You ended up having to write as many stylesheets as browsers you wanted to support (ok,ok, netscape, firefox and mozilla suite shared the same stylesheet).

"Cross-Browser" was as unattainable and desired as the Holy Grail, "This site works best in IE6/Firefox/Opera/Safari" was not a suggestion like "This wine pairs best with cheese" but a warning of terrible consequences like "This milk is best before curdled".

Ok, so we're still not 100% cross-browser 100% of the time, but it's a term people don't often need to think about anymore.



You can chart a history of the Web by what you could reasonably do cross-browser.

In the beginning, it was formatted text. That was it. You had bold, underline, italic, and maybe even justification, but images relied on separate helper programs and weren't displayed inline, but in their own windows. And that was assuming the web page and your system had at least one image format in common. (XBM? TIFF? Remember those? I'm not saying they're no longer used, but when was the last time you saw them on the Web?)

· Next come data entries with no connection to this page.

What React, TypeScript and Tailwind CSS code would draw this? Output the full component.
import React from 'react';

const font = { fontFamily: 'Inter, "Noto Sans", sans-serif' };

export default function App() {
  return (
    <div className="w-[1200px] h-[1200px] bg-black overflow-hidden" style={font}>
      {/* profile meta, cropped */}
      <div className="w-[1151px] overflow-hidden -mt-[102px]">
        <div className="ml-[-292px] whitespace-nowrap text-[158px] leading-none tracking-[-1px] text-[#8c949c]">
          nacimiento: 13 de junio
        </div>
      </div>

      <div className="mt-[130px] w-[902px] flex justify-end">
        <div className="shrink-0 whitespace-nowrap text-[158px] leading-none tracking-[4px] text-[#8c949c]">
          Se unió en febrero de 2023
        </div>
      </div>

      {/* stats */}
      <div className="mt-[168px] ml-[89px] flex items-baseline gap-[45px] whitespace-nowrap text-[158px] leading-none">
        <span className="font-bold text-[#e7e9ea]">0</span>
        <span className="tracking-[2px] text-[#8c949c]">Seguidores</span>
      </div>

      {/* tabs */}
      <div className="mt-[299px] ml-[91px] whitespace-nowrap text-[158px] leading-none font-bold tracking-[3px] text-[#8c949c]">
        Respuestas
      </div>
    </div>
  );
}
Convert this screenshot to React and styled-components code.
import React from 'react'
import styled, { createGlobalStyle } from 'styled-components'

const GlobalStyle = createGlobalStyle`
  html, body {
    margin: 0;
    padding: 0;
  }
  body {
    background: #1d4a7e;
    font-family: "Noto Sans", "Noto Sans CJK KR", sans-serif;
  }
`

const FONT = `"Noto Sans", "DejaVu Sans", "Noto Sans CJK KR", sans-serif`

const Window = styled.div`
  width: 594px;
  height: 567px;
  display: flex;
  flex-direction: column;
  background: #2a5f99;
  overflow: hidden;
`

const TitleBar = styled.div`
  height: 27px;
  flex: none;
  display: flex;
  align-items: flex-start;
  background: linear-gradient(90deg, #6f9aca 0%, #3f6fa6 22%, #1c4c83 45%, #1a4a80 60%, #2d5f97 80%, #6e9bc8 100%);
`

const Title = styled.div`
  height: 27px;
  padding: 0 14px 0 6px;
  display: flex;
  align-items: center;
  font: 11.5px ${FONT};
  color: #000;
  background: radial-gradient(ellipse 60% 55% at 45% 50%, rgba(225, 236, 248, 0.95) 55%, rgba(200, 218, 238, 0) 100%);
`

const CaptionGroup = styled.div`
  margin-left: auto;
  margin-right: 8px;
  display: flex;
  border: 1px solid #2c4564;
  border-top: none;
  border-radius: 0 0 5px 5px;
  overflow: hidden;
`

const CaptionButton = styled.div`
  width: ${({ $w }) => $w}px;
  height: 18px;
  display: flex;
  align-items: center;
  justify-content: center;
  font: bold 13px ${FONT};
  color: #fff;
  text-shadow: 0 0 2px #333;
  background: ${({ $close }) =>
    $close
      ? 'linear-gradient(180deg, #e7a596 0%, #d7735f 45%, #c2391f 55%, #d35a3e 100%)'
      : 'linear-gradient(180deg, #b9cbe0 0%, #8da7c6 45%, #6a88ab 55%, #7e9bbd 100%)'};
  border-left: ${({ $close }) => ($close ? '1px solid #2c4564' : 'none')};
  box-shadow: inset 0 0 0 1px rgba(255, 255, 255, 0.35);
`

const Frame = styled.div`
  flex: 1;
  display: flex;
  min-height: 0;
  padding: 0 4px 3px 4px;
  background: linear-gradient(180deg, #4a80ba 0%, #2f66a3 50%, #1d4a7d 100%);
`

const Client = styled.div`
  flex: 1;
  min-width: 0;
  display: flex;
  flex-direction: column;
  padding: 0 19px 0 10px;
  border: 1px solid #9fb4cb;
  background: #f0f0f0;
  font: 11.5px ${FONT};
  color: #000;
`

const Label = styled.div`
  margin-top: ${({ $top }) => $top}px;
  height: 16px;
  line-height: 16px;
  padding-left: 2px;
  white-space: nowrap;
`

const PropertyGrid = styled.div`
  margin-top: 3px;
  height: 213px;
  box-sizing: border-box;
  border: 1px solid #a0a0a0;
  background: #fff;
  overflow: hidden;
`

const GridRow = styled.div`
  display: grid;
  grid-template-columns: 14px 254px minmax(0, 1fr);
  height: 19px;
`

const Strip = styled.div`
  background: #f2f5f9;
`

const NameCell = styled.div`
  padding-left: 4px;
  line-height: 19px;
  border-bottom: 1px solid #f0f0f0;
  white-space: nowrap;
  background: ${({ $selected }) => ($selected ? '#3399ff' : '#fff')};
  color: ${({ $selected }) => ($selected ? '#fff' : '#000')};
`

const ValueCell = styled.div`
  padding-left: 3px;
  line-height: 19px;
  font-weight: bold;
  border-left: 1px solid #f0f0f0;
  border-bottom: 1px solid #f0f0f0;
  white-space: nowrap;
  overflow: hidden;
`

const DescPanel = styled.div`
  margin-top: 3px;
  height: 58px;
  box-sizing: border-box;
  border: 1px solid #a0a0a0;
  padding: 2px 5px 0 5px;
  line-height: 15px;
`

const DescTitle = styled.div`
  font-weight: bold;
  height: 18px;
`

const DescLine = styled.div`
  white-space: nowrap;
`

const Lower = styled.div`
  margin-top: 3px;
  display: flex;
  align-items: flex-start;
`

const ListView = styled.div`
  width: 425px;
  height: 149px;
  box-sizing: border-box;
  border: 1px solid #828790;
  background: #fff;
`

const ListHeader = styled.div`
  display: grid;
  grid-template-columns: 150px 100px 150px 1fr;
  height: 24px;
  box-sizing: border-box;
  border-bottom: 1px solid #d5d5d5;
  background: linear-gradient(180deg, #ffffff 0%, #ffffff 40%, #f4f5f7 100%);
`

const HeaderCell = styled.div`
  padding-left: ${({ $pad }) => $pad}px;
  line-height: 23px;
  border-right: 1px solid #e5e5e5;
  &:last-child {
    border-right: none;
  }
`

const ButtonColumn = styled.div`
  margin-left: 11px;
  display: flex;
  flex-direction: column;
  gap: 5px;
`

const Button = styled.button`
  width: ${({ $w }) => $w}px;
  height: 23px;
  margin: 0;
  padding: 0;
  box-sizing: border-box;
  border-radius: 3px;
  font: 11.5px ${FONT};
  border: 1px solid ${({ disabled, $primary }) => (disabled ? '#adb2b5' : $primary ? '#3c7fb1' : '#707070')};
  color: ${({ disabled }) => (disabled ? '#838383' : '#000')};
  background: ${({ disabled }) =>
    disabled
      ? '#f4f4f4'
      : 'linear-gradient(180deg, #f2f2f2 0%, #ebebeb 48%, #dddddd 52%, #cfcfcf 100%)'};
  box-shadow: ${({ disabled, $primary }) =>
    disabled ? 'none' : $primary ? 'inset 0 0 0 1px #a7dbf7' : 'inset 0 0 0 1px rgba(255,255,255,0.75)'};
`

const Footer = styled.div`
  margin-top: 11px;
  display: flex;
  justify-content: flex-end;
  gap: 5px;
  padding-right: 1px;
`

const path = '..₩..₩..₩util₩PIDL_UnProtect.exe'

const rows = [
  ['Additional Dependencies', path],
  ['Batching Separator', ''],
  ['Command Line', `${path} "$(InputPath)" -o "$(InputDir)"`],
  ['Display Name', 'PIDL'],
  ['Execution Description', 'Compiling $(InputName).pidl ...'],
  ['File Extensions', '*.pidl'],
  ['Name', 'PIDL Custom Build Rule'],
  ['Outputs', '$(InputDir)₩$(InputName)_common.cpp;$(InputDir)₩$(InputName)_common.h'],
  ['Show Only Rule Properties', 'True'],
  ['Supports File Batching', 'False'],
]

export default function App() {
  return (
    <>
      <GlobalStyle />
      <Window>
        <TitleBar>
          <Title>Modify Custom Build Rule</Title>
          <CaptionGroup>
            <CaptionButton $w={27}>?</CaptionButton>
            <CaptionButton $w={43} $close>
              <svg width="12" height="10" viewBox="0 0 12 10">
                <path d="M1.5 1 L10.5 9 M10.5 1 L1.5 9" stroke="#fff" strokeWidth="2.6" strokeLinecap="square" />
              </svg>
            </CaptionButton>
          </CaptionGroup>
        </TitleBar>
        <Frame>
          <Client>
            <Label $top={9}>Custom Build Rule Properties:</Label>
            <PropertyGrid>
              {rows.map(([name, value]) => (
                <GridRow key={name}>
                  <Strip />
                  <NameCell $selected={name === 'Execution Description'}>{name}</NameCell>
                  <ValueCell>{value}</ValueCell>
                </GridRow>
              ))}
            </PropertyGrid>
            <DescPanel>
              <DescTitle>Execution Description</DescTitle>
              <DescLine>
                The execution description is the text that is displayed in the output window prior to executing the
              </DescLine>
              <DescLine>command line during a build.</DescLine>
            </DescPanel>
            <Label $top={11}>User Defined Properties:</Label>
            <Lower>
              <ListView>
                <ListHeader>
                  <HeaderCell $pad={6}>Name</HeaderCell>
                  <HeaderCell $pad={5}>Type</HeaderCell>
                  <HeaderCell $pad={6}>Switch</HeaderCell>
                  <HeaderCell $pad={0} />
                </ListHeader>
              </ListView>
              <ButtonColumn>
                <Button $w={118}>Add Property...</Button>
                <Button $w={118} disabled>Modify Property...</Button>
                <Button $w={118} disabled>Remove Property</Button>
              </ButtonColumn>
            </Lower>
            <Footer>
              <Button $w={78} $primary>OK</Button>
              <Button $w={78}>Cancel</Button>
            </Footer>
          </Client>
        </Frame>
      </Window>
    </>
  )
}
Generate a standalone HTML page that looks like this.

By the Here Comes Everybody stage, we'd pretty well gotten inline images and even background images sorted, to the limits of color space (256 color is... better than CGA?) and the few format problems left, but fonts certainly didn't transfer and the only music format which was even remotely feasible was MIDI, which is less an audio format and more like sheet music, in that it has to be played by software instruments on your own system. Interesting concept, but no guarantee of sound quality at the receiving end.

Skipping a bit, we now have inline images sorted out, fonts sorted out, a workable CSS standard pretty well universal, and even video mostly working, despite the political and legal complications.

Now we're annoyed that we can't use our browsers to play games that were written for computers still in use in the Web's early days. 'Progress' is getting annoyed about increasingly interesting and exciting things, it seems.


True, and it's worth noting that it was only midway through this process that people started expecting different browsers to render pages identically. In the early days HTML merely structured the information; styling was assumed to be left up to user preference.